A risultare vincenti sono infatti oggi la maggior parte delle grandi banche e agenzie finanziarie americane ed europee, che vantano nel 2009 ricavi superiori a quelli del 2007.
A propiziare questo risultato è stato l’impegno profuso dai Governi e dalle banche centrali nel salvataggio degli enti in difficoltà (banche private in particolare); impegno peraltro doveroso in vista della creazione di condizioni per il rilancio delle imprese in grave crisi di liquidità.
Le somme erogate per perseguire tale risultato sono state assai ingenti; i Paesi del G20 hanno speso finora nove miliardi di dollari, pari al 18% del loro Pil (e vi è chi ipotizza persino una cifra doppia).
Le perplessità circa questo massiccio impegno del “pubblico” sono venute, tuttavia, gradualmente affiorando soprattutto per il modo con cui banche e società finanziarie hanno utilizzato (e utilizzano) i fondi ricevuti: sembra infatti che lo sforzo maggiore si sia concentrato sul perseguimento di ricavi sempre più elevati e sugli stipendi dei banchieri che, stando a quanto riferisce il Wall Street Joumal, superano, nelle ventitré maggiori istituzioni finanziarie americane, il record raggiunto nel 2007.
Le conseguenze di tali operazioni si sono rivelate estremamente gravi: si va infatti dall’aumento del deficit pubblico – si calcola che si sia giunti un po’ ovunque in Occidente al 100% del Pil – alla riduzione delle entrate fiscali, fino alla crescita della spesa statale, che ha raggiunto negli Usa oltre il 100% del Pil.
A questi dati preoccupanti vanno inoltre aggiunte: la contrazione senza precedenti del credito alle imprese, anche per questo in grande difficoltà; la perdita secca del posto di lavoro per un numero assai vasto di lavoratori (si calcola che nel 2009 i disoccupati sono aumentati di oltre 60 milioni e che la percentuale degli under 25 che si trovano senza lavoro è del 18,2% negli Usa e del 19,8% in Europa); la crescita sempre maggiore dei debiti delle famiglie e, infine, la minore disponibilità delle istituzioni pubbliche a investire in campi fondamentali come la salute, l’istruzione e la cultura e, in generale, i servizi.
A pagare lo scotto maggiore di questa difficile congiuntura sono anzitutto i comuni cittadini e le loro famiglie, che si trovano a dover fronteggiare problemi sempre più assillanti di sussistenza, avendo a disposizione un quantitativo sempre meno consistente di risorse a livello personale e potendo sempre meno contare sulla protezione dal pubblico.

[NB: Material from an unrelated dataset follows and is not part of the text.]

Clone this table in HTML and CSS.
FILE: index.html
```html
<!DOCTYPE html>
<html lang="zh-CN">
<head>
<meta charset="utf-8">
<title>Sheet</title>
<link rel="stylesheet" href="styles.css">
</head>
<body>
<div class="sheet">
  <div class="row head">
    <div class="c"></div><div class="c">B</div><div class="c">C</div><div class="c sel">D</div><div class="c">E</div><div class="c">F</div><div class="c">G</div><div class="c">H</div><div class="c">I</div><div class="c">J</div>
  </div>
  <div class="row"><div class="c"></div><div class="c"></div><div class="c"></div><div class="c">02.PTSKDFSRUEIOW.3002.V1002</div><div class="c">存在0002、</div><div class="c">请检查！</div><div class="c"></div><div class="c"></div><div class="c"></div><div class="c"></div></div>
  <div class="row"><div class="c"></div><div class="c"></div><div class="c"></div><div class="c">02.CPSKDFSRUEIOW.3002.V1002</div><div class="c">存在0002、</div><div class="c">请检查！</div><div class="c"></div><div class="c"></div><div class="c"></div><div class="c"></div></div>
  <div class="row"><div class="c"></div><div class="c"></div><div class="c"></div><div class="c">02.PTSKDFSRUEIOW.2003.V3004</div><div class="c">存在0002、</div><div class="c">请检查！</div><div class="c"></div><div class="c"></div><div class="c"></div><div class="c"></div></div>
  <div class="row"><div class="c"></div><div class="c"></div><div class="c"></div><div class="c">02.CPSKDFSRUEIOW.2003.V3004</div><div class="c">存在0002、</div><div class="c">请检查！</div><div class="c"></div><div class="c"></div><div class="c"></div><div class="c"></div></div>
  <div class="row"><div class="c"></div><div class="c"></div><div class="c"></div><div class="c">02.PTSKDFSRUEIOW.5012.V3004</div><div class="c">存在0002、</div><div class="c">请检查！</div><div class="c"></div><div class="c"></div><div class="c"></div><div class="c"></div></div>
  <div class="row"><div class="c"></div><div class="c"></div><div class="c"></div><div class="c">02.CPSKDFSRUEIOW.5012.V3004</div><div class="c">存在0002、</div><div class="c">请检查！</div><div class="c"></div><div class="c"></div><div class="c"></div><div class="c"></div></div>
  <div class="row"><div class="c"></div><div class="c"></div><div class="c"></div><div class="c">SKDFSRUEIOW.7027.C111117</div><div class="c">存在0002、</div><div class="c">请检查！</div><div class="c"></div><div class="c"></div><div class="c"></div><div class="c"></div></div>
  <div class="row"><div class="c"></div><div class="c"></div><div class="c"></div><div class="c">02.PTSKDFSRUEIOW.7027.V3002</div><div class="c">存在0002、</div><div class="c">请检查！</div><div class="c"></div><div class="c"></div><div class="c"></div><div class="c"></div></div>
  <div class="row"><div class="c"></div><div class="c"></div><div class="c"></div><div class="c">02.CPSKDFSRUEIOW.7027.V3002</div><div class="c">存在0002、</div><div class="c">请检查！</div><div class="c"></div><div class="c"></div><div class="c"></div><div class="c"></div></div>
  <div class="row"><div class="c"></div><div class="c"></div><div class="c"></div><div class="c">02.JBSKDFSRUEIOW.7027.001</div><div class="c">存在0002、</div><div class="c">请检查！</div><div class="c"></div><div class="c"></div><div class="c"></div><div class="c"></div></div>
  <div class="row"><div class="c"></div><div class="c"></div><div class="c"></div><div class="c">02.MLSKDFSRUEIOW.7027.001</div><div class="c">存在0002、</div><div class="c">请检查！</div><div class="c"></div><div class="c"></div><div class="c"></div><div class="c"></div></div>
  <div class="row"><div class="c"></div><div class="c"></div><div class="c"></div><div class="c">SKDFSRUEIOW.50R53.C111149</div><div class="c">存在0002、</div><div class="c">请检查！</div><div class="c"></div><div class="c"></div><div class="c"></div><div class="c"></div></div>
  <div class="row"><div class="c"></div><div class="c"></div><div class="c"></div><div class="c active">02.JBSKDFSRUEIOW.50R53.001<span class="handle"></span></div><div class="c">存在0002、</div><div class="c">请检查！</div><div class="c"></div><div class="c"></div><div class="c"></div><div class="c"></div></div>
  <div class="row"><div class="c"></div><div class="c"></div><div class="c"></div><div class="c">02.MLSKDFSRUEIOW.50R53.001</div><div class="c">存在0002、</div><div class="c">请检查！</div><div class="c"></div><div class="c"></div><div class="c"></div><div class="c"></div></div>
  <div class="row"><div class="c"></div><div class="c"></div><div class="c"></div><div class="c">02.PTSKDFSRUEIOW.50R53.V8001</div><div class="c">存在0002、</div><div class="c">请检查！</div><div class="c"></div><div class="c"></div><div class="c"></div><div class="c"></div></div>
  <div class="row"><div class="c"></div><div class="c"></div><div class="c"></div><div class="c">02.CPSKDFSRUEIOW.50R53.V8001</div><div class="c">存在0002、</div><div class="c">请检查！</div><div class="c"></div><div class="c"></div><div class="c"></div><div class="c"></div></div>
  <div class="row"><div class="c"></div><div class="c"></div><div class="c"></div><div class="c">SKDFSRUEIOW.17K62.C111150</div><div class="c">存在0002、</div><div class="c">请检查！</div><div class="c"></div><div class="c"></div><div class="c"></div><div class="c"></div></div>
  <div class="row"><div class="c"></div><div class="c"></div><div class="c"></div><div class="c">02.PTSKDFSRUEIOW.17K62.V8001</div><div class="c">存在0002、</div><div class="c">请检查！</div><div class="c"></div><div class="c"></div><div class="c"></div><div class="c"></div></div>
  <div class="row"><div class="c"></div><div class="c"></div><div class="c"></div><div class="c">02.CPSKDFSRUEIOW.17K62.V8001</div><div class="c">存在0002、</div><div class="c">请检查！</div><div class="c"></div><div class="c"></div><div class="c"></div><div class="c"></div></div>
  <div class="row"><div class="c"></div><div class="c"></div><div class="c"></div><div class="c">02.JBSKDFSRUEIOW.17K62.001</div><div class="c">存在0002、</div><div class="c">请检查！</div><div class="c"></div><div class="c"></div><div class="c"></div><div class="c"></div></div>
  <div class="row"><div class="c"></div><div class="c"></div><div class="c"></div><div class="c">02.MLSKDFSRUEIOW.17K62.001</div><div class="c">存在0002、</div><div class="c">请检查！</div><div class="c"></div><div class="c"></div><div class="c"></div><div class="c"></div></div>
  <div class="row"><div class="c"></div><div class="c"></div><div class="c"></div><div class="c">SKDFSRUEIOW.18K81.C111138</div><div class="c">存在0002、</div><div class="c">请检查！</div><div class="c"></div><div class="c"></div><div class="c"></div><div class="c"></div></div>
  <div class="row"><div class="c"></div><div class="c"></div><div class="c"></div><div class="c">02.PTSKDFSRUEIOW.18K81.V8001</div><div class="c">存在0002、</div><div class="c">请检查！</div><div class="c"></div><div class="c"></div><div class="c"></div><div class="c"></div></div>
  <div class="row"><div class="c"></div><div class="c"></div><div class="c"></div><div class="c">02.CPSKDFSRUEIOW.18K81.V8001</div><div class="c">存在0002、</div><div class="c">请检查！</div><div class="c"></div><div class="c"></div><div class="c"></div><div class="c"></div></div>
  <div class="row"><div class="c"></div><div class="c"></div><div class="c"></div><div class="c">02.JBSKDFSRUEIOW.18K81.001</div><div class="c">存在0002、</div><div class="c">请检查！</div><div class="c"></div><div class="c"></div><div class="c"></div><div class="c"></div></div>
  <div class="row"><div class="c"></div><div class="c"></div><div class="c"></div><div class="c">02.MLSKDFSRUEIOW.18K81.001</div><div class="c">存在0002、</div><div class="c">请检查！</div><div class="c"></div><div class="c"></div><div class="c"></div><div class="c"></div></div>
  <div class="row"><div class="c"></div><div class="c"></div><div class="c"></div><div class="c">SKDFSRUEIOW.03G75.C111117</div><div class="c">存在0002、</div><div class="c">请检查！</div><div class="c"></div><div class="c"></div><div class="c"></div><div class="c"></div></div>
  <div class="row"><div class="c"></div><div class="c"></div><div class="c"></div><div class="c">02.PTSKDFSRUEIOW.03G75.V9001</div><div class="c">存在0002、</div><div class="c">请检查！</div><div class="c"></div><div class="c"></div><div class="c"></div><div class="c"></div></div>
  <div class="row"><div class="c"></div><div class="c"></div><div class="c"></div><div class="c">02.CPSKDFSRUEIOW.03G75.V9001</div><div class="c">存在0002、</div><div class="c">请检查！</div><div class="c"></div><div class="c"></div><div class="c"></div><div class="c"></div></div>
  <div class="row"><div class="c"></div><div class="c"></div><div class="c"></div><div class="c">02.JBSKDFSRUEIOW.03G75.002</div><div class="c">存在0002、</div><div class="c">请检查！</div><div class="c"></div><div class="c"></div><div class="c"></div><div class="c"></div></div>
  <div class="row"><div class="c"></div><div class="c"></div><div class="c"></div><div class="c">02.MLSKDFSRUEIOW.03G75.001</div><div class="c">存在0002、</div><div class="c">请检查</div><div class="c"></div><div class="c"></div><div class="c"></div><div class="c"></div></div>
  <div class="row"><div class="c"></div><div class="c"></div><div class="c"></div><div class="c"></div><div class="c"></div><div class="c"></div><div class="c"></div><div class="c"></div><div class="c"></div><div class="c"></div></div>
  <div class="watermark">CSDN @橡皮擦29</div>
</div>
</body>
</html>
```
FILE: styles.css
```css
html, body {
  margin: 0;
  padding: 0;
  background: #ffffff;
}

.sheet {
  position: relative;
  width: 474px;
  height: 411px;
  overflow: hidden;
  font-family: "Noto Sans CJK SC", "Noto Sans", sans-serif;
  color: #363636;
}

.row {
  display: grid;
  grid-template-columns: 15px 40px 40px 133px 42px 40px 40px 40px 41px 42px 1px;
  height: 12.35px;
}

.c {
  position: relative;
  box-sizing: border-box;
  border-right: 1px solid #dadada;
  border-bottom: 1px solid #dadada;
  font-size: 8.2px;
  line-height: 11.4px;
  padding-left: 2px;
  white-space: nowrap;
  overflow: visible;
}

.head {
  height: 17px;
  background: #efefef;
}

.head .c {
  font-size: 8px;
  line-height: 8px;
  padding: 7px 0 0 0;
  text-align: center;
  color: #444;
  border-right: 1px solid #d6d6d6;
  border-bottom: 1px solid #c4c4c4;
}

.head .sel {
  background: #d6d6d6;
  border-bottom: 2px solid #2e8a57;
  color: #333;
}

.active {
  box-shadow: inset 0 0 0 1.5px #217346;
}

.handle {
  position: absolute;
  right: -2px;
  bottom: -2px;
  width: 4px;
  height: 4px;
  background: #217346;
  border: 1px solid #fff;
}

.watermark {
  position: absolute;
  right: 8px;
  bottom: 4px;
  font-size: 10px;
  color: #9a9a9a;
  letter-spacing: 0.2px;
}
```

Ma a destare le maggiori preoccupazioni, al di là delle ricadute immediate della crisi, per le quali si esige la creazione di ammortizzatori sociali adeguati, è la constatazione che quanto si sta verificando in questi mesi, lungi dal preludere a un’uscita dall’attuale stato di difficoltà, crea le premesse perché si precipiti, in tempi ravvicinati, in un baratro ancor più profondo, con esiti drammatici.

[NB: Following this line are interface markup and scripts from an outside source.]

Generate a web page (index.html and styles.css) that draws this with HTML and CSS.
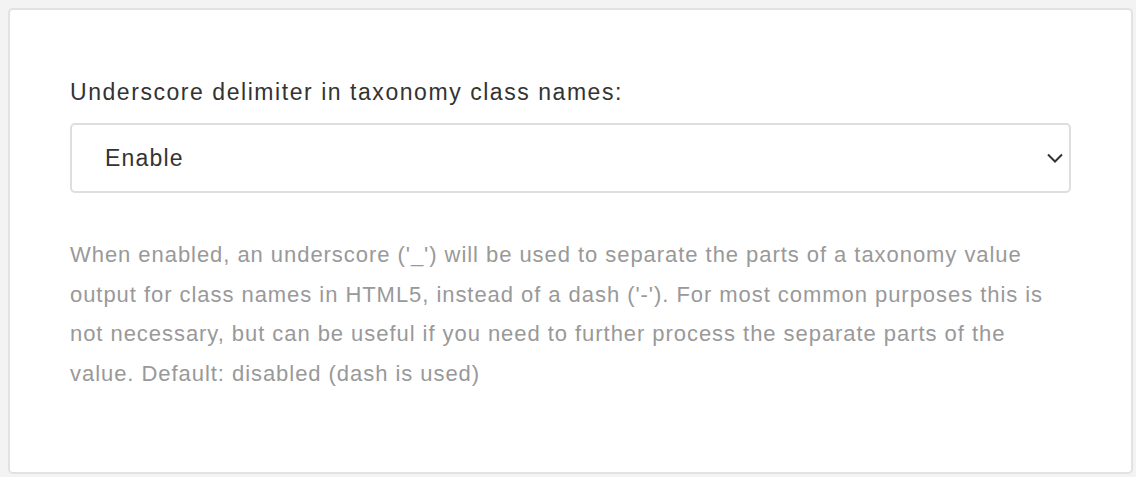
FILE: index.html
```html
<!DOCTYPE html>
<html>
<head>
<meta charset="utf-8">
<link rel="stylesheet" href="styles.css">
</head>
<body>
<div class="page">
  <div class="card">
    <label class="label" for="delim">Underscore delimiter in taxonomy class names:</label>
    <div class="select" id="delim">
      <span class="value">Enable</span>
      <svg class="chev" width="16" height="10" viewBox="0 0 16 10"><path d="M1 1.5 L8 8.5 L15 1.5" fill="none" stroke="#333" stroke-width="2"/></svg>
    </div>
    <p class="help">When enabled, an underscore ('_') will be used to separate the parts of a taxonomy value output for class names in HTML5, instead of a dash ('-'). For most common purposes this is not necessary, but can be useful if you need to further process the separate parts of the value. Default: disabled (dash is used)</p>
  </div>
</div>
</body>
</html>
```

FILE: styles.css
```css
html, body {
  margin: 0;
  padding: 0;
  background: #ffffff;
}
body {
  font-family: "Liberation Sans", Arial, sans-serif;
}
.page {
  background: #f3f3f3;
  height: 477px;
  box-sizing: border-box;
  padding: 8px 3px 3px 8px;
}
.card {
  background: #ffffff;
  border: 2px solid #e2e2e2;
  border-radius: 5px;
  height: 100%;
  box-sizing: border-box;
  padding: 69px 60px 0 60px;
}
.label {
  display: block;
  font-size: 23px;
  letter-spacing: 1.55px;
  color: #333333;
  line-height: 26px;
  margin-bottom: 18px;
}
.select {
  display: flex;
  align-items: center;
  justify-content: space-between;
  height: 70px;
  box-sizing: border-box;
  border: 2px solid #dedede;
  border-radius: 5px;
  padding: 0 6px 0 33px;
}
.value {
  font-size: 23px;
  letter-spacing: 1.2px;
  color: #333333;
}
.chev {
  display: block;
}
.help {
  margin: 42px 0 0 0;
  font-size: 22px;
  letter-spacing: 0.95px;
  line-height: 39.6px;
  color: #999999;
}
```
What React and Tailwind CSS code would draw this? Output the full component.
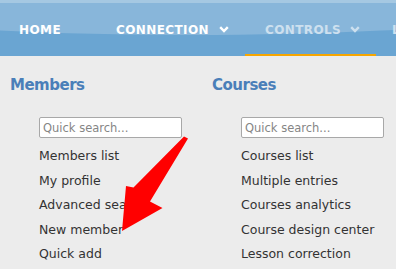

La mancata ricerca di alternative vere, che provochino un capovolgimento nei rapporti tra economia finanziaria ed economia produttiva, ribaltando l’ordine attuale e restituendo alla produttività dei beni il primato, ma soprattutto la rinuncia a imporre regole severe al mercato per rimetterlo al servizio dello sviluppo umano, sono segnali che mortificano ogni speranza di cambiamento.

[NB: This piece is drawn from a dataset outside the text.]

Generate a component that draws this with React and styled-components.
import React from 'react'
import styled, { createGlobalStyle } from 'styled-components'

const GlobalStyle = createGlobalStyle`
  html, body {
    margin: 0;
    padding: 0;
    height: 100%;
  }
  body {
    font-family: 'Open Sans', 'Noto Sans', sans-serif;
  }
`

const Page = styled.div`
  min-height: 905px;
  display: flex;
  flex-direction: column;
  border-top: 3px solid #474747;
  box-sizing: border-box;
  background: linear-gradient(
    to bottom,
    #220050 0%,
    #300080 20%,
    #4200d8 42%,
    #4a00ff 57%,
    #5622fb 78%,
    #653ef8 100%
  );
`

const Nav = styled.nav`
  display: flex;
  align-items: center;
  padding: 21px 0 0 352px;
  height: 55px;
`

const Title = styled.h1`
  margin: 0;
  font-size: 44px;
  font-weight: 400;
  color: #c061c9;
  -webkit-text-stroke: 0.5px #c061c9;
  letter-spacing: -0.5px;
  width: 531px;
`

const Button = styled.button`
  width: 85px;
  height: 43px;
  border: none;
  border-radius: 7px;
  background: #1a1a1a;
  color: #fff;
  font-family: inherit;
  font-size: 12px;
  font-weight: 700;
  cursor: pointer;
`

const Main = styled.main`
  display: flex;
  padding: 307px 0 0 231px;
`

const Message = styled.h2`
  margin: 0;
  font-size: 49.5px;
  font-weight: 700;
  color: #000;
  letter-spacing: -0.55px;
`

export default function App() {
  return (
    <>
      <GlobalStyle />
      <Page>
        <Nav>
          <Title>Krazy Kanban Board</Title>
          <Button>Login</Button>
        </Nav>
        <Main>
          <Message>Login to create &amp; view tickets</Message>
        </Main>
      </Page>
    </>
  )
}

L’uscita dal tunnel è ancora lontana, ed esige, per potersi realizzare, una svolta radicale nelle politiche degli Stati, con l’abbandono del semplice laissez-faire e la rivendicazione di un ruolo di controllo anche in campo economico finalizzato a indirizzare le scelte verso il bene comune.
Ma, nel contempo, esige la presenza di una società civile matura, che sappia sostenere responsabilmente l’azione politica, anche a costo di inevitabili sacrifici, e sia soprattutto in grado di reagire alla situazione presente con l’adozione di stili di comportamento che abbiano come obiettivo lo sviluppo di un nuovo modello di civiltà incentrato sulla promozione di una migliore qualità della vita.